There are two ways to provide Poser with this information. Every Node Value will have some form of direct input, normally a number, tick box, drop down list or colour (those for Reflection_value and Refraction_value only appear once something is plugged into the related colour value inputs). Our spot node contains examples of all four. In addition, you can plug the output of one node into the value_input of any colour or number node value.
Poser works out the final node value by multiplying the direct input with the output of any node that has been plugged in to the value input. If you just want to use the output from another node, then set the direct input value to either '1' or white, depending on the type of node.
Colours and numbers can be mixed freely.

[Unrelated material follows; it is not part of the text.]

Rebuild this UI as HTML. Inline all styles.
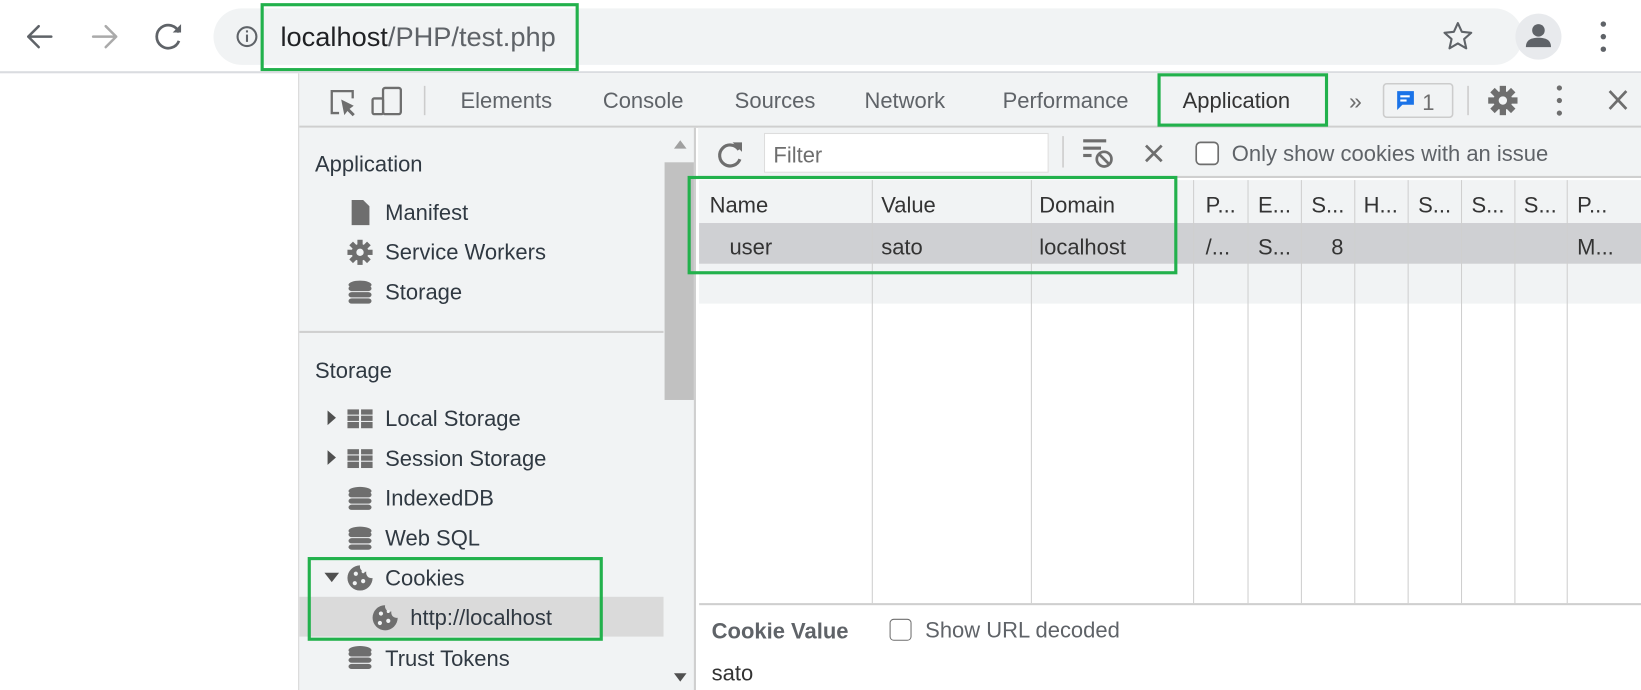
<!DOCTYPE html>
<html><head><meta charset="utf-8"><style>
*{box-sizing:border-box;margin:0;padding:0}
html,body{width:1641px;height:690px;overflow:hidden;background:#fff}
#c{position:absolute;left:0;top:0;width:1568px;height:659px;transform:scale(1.04656,1.04704);transform-origin:0 0;font-family:"Liberation Sans",sans-serif;color:#303942;font-size:21px}
.a{position:absolute}
.t{position:absolute;white-space:nowrap;line-height:24px}
.g{position:absolute;border:3px solid #22b14c}
.vl{position:absolute;top:172px;height:405px;width:1px;background:#cfcfcf}
</style></head><body><div id="c">
<!-- top bar -->
<svg class="a" style="left:0;top:0" width="1568" height="70">
<g fill="none" stroke="#5f6368" stroke-width="2.4" stroke-linecap="round" stroke-linejoin="round">
<path d="M27 35h22M37 25l-10 10 10 10"/>
</g>
<g fill="none" stroke="#aaa" stroke-width="2.4" stroke-linecap="round" stroke-linejoin="round"><path d="M89 35h22M101 25l10 10-10 10"/></g>
<path d="M171 31a11 11 0 1 0 0 8" fill="none" stroke="#5f6368" stroke-width="2.6"/>
<path d="M165 24l8 0 0 -8z" fill="#5f6368" transform="translate(0,7)"/>
<rect x="204" y="8" width="1251" height="54" rx="27" fill="#f1f3f4"/>
<circle cx="236" cy="35" r="9" fill="none" stroke="#5f6368" stroke-width="2"/>
<rect x="235" y="33" width="2" height="7" fill="#5f6368"/><rect x="235" y="29" width="2" height="2" fill="#5f6368"/>
<path d="M1393 22l3.8 8.4 9 .9-6.8 6 2 8.9-8-4.7-8 4.7 2-8.9-6.8-6 9-.9z" fill="none" stroke="#5f6368" stroke-width="2" stroke-linejoin="round"/>
<circle cx="1470" cy="35" r="22" fill="#e8eaed"/>
<circle cx="1470" cy="29" r="6" fill="#5f6368"/><path d="M1458 45c0-7 5-9 12-9s12 2 12 9z" fill="#5f6368"/>
<circle cx="1532" cy="23" r="2.6" fill="#5f6368"/><circle cx="1532" cy="35" r="2.6" fill="#5f6368"/><circle cx="1532" cy="47" r="2.6" fill="#5f6368"/>
</svg>
<div class="t" style="left:268px;top:21px;font-size:26px;line-height:28px;color:#202124">localhost<span style="color:#5f6368">/PHP/test.php</span></div>
<div class="g" style="left:249px;top:3px;width:304px;height:65px"></div>
<div class="a" style="left:0;top:68px;width:1568px;height:2px;background:#dadce0"></div>
<!-- devtools -->
<div class="a" style="left:285px;top:70px;width:1283px;height:589px;background:#fff;border-left:1px solid #cfcfcf"></div>
<div class="a" style="left:286px;top:70px;width:1282px;height:52px;background:#f1f3f4;border-bottom:2px solid #cfcfcf"></div>
<svg class="a" style="left:286px;top:70px" width="1282" height="52">
<path d="M38 38h-7v-21h20v7" fill="none" stroke="#6e6e6e" stroke-width="2.2"/>
<path d="M40 25l3 15 3-4 5 5 2-2-5-5 4-3z" fill="#6e6e6e"/>
<rect x="80" y="14" width="17" height="25" rx="2" fill="none" stroke="#6e6e6e" stroke-width="2.2"/>
<rect x="70" y="24" width="10" height="15" rx="1.5" fill="#f1f3f4" stroke="#6e6e6e" stroke-width="2.2"/>
<rect x="119" y="12" width="1.5" height="28" fill="#ccc"/>
<text x="1003" y="34" font-size="22" fill="#6e6e6e" font-family="Liberation Sans">»</text>
<rect x="1036" y="10" width="66" height="32" rx="3" fill="#f1f3f4" stroke="#ccc" stroke-width="1.5"/>
<path d="M1049 17h16v13h-11l-5 5z" fill="#1a73e8"/><rect x="1052" y="21" width="9" height="2" fill="#fff"/><rect x="1052" y="25" width="6" height="2" fill="#fff"/>
<text x="1073" y="35" font-size="21" fill="#6e6e6e" font-family="Liberation Sans">1</text>
<rect x="1116" y="12" width="1.5" height="28" fill="#ccc"/>
<g transform="translate(1150,26)" fill="#6e6e6e"><circle r="9"/><rect x="-3" y="-14" width="6" height="28"/><rect x="-3" y="-14" width="6" height="28" transform="rotate(45)"/><rect x="-3" y="-14" width="6" height="28" transform="rotate(90)"/><rect x="-3" y="-14" width="6" height="28" transform="rotate(135)"/><circle r="4" fill="#f1f3f4"/></g>
<circle cx="1204" cy="14" r="2.5" fill="#6e6e6e"/><circle cx="1204" cy="26" r="2.5" fill="#6e6e6e"/><circle cx="1204" cy="38" r="2.5" fill="#6e6e6e"/>
<path d="M1252 17l16 17M1268 17l-16 17" stroke="#6e6e6e" stroke-width="2.6"/>
</svg>
<div class="t" style="left:440px;top:85px;color:#5f6368">Elements</div>
<div class="t" style="left:576px;top:85px;color:#5f6368">Console</div>
<div class="t" style="left:702px;top:85px;color:#5f6368">Sources</div>
<div class="t" style="left:826px;top:85px;color:#5f6368">Network</div>
<div class="t" style="left:958px;top:85px;color:#5f6368">Performance</div>
<div class="t" style="left:1130px;top:85px;color:#333">Application</div>
<div class="g" style="left:1106px;top:70px;width:163px;height:51px"></div>
<!-- sidebar -->
<div class="a" style="left:286px;top:122px;width:348px;height:537px;background:#f1f3f4"></div>
<div class="a" style="left:634px;top:122px;width:31px;height:537px;background:#f1f3f4;border-right:2px solid #cfcfcf"></div>
<div class="a" style="left:635px;top:155px;width:28px;height:227px;background:#c1c1c1"></div>
<svg class="a" style="left:634px;top:122px" width="31" height="537"><path d="M10 20l6-8 6 8z" fill="#a0a0a0"/><path d="M10 521l6 8 6-8z" fill="#505050"/></svg>
<div class="a" style="left:286px;top:316px;width:348px;height:2px;background:#cfcfcf"></div>
<div class="a" style="left:286px;top:570px;width:348px;height:38px;background:#dadada"></div>
<div class="t" style="left:301px;top:146px">Application</div>
<div class="t" style="left:368px;top:192px">Manifest</div>
<div class="t" style="left:368px;top:230px">Service Workers</div>
<div class="t" style="left:368px;top:268px">Storage</div>
<div class="t" style="left:301px;top:343px">Storage</div>
<div class="t" style="left:368px;top:389px">Local Storage</div>
<div class="t" style="left:368px;top:427px">Session Storage</div>
<div class="t" style="left:368px;top:465px">IndexedDB</div>
<div class="t" style="left:368px;top:503px">Web SQL</div>
<div class="t" style="left:368px;top:541px">Cookies</div>
<div class="t" style="left:392px;top:579px">http://localhost</div>
<div class="t" style="left:368px;top:618px">Trust Tokens</div>
<svg class="a" style="left:286px;top:122px" width="348" height="537">
<defs>
<g id="db" fill="#6e6e6e"><ellipse cx="0" cy="-8" rx="11" ry="4"/><rect x="-11" y="-7" width="22" height="5" rx="3"/><rect x="-11" y="-1" width="22" height="5" rx="3"/><rect x="-11" y="5" width="22" height="5" rx="3"/></g>
<g id="gr" fill="#6e6e6e"><rect x="-12" y="-9" width="11" height="5"/><rect x="1" y="-9" width="11" height="5"/><rect x="-12" y="-3" width="11" height="5"/><rect x="1" y="-3" width="11" height="5"/><rect x="-12" y="3" width="11" height="6"/><rect x="1" y="3" width="11" height="6"/></g>
<g id="ck"><path d="M0 -12a12 12 0 1 0 12 12a5 5 0 0 1 -6 -6a5 5 0 0 1 -6 -6z" fill="#6e6e6e"/><circle cx="-4" cy="-4" r="2" fill="#f1f3f4"/><circle cx="3" cy="3" r="2" fill="#f1f3f4"/><circle cx="-5" cy="5" r="2" fill="#f1f3f4"/><circle cx="3" cy="-6" r="1.5" fill="#f1f3f4"/></g>
</defs>
<path d="M50 69h11l6 6v18h-17z" fill="#6e6e6e"/>
<g transform="translate(58,119)" fill="#6e6e6e"><circle r="8"/><rect x="-2.5" y="-12" width="5" height="24"/><rect x="-2.5" y="-12" width="5" height="24" transform="rotate(45)"/><rect x="-2.5" y="-12" width="5" height="24" transform="rotate(90)"/><rect x="-2.5" y="-12" width="5" height="24" transform="rotate(135)"/><circle r="3.5" fill="#f1f3f4"/></g>
<use href="#db" x="58" y="158"/>
<path d="M27 270l8 7-8 7z" fill="#505050"/><use href="#gr" x="58" y="278"/>
<path d="M27 308l8 7-8 7z" fill="#505050"/><use href="#gr" x="58" y="316"/>
<use href="#db" x="58" y="355"/>
<use href="#db" x="58" y="393"/>
<path d="M24 425l7 9 7-9z" fill="#505050"/><use href="#ck" x="58" y="430"/>
<use href="#ck" x="82" y="468"/>
<use href="#db" x="58" y="507"/>
</svg>
<div class="g" style="left:294px;top:532px;width:282px;height:80px"></div>
<!-- main toolbar -->
<div class="a" style="left:667px;top:122px;width:901px;height:48px;background:#f1f3f4;border-bottom:2px solid #cfcfcf"></div>
<svg class="a" style="left:667px;top:122px" width="901" height="48">
<path d="M39 21a10 10 0 1 0 1 9" fill="none" stroke="#6e6e6e" stroke-width="3"/><path d="M33 14h9v9z" fill="#6e6e6e"/>
<rect x="348" y="8" width="1.5" height="30" fill="#ccc"/>
<rect x="368" y="11" width="22" height="3" fill="#6e6e6e"/><rect x="368" y="18" width="17" height="3" fill="#6e6e6e"/><rect x="368" y="25" width="8" height="3" fill="#6e6e6e"/>
<circle cx="388" cy="30" r="7" fill="none" stroke="#6e6e6e" stroke-width="2.6"/><path d="M383 25l10 10" stroke="#6e6e6e" stroke-width="2.6"/>
<path d="M428 17l15 15M443 17l-15 15" stroke="#6e6e6e" stroke-width="2.6"/>
<rect x="476" y="14" width="21" height="21" rx="4" fill="#fff" stroke="#6e6e6e" stroke-width="1.6"/>
</svg>
<div class="a" style="left:730px;top:127px;width:272px;height:38px;background:#fff;border:1px solid #ddd"></div>
<div class="t" style="left:739px;top:137px;color:#6e6e6e">Filter</div>
<div class="t" style="left:1177px;top:136px;color:#5f6368">Only show cookies with an issue</div>
<!-- table -->
<div class="a" style="left:668px;top:172px;width:900px;height:41px;background:#f1f3f4"></div>
<div class="a" style="left:668px;top:213px;width:900px;height:39px;background:#cfd0d3"></div>
<div class="a" style="left:668px;top:252px;width:900px;height:38px;background:#f1f3f4"></div>
<div class="vl" style="left:833px"></div><div class="vl" style="left:985px"></div><div class="vl" style="left:1140px"></div><div class="vl" style="left:1192px"></div><div class="vl" style="left:1243px"></div><div class="vl" style="left:1294px"></div><div class="vl" style="left:1345px"></div><div class="vl" style="left:1396px"></div><div class="vl" style="left:1447px"></div><div class="vl" style="left:1497px"></div>
<div class="t" style="left:678px;top:185px;color:#333">Name</div>
<div class="t" style="left:842px;top:185px;color:#333">Value</div>
<div class="t" style="left:993px;top:185px;color:#333">Domain</div>
<div class="t" style="left:1152px;top:185px;color:#333">P...</div>
<div class="t" style="left:1202px;top:185px;color:#333">E...</div>
<div class="t" style="left:1253px;top:185px;color:#333">S...</div>
<div class="t" style="left:1303px;top:185px;color:#333">H...</div>
<div class="t" style="left:1355px;top:185px;color:#333">S...</div>
<div class="t" style="left:1406px;top:185px;color:#333">S...</div>
<div class="t" style="left:1456px;top:185px;color:#333">S...</div>
<div class="t" style="left:1507px;top:185px;color:#333">P...</div>
<div class="t" style="left:697px;top:225px;color:#333">user</div>
<div class="t" style="left:842px;top:225px;color:#333">sato</div>
<div class="t" style="left:993px;top:225px;color:#333">localhost</div>
<div class="t" style="left:1152px;top:225px;color:#333">/...</div>
<div class="t" style="left:1202px;top:225px;color:#333">S...</div>
<div class="t" style="left:1272px;top:225px;color:#333">8</div>
<div class="t" style="left:1507px;top:225px;color:#333">M...</div>
<div class="g" style="left:657px;top:168px;width:468px;height:94px"></div>
<!-- bottom -->
<div class="a" style="left:668px;top:576px;width:900px;height:83px;background:#fff;border-top:2px solid #cfcfcf"></div>
<div class="t" style="left:680px;top:592px;font-weight:bold;color:#5f6368">Cookie Value</div>
<div class="a" style="left:850px;top:591px;width:21px;height:21px;border:1.6px solid #6e6e6e;border-radius:4px"></div>
<div class="t" style="left:884px;top:591px;color:#5f6368">Show URL decoded</div>
<div class="t" style="left:680px;top:632px;color:#333">sato</div>
</div></body></html>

Colours are stored as numbers anyway, so Poser can easily combine the two. Just remember that if you plug the output from a colour node into a number, then the result will be in shades of gray. White will be equal to 1, black to 0 (see below for more on this).
This is where the final result comes out. Click and drag from this onto the value input of the node value on any other node to link them.
Every material has a root node. It contains all the basic elements that each type of Poser material begins with. There are several different types of root node, each with a difference set of Node Values. The most common is the PoserSurface root node, found on all materials related to objects. You will also find Light root nodes, Atmosphere root nodes and Background root nodes.
Each combination of a Node Value and Value Input is often known as an "attribute" (at least by me anyway!). Thus a Math_Functions node has three attributes - Math_Argument, Value_1 and Value_2. This gives us an convenient shorthand that we can use to describe connections between different nodes. Instead of saying "plug the output of the noise node into the value input of the blending node value of the blender node", we can say "plug the noise node into the blending attribute of the blender node", much easier to read (and to type!).
If you are told to 'set' an attribute, then this refers to the input box or dropdown list build into the node. Click and type, or select from the list, pick a colour, or tick an option, depending on the type of value required.
One addition shorthand will be found when discussing maths nodes. Here, you will often find the node value of the Math_Argument Node Value used instead of the Node Name. If you see an instruction to add an 'add node', this normally means create a Math_Functions node, and set Math_Argument to 'Add'.
A note on the conversion of colours to numbers
As mention in the section on Value Input, if you plug a node that produces colours into a value input that expects numbers, Poser will convert that colour into a number. Black and white are simple enough, producing 0 and 1, but other colours need a bit more explaining.
At least for these purposes, Poser stores colours in Red Green Blue format, with each colour being described as a combination of these primary colours. White is produced by combining all three at maximum strength. When Poser converts a colour to a number, it takes these three numbers, adds them together, and then divides them by three. This means that pure red green or blue each become 0.333
This is because each primary colour is made up of one colour channel set to 1 and two colour channels set to 0. When Poser adds them together, the answer it gets is thus always 1, and 1 divided by 3 is 0.333 (recurring to infinity, but that would really slow down the page loading times). Figure 1 shows this in action.
Yellow, which is made up of a combination of red and green, becomes 0.666. One result of this is that an apparently dull colour can be converted into a higher number than a bright colour. Figure 2 shows a bright red becoming dark gray, while a darker shade which contains some green and blue produces a brighter result. In this case, 100% red becomes 0.33 (100+0+0=100; 100%/3 = 33%); while the duller shade is made up of 80% red, 20% blue and 20% green. This becomes 0.4 (80+20+20=120; 120/3 =40%).
It is possible to avoid this in Poser 6 by extracting just the brightness, or 'value', from your colours using a HSV node. Plug the output of your colour node into the colour attribute of the HSV node, leave the value and hue attributes at 1, and change the saturation attribute to 0. Exactly what is going on with the HSV node is beyond the scope of this article, but I will return to it at a later date.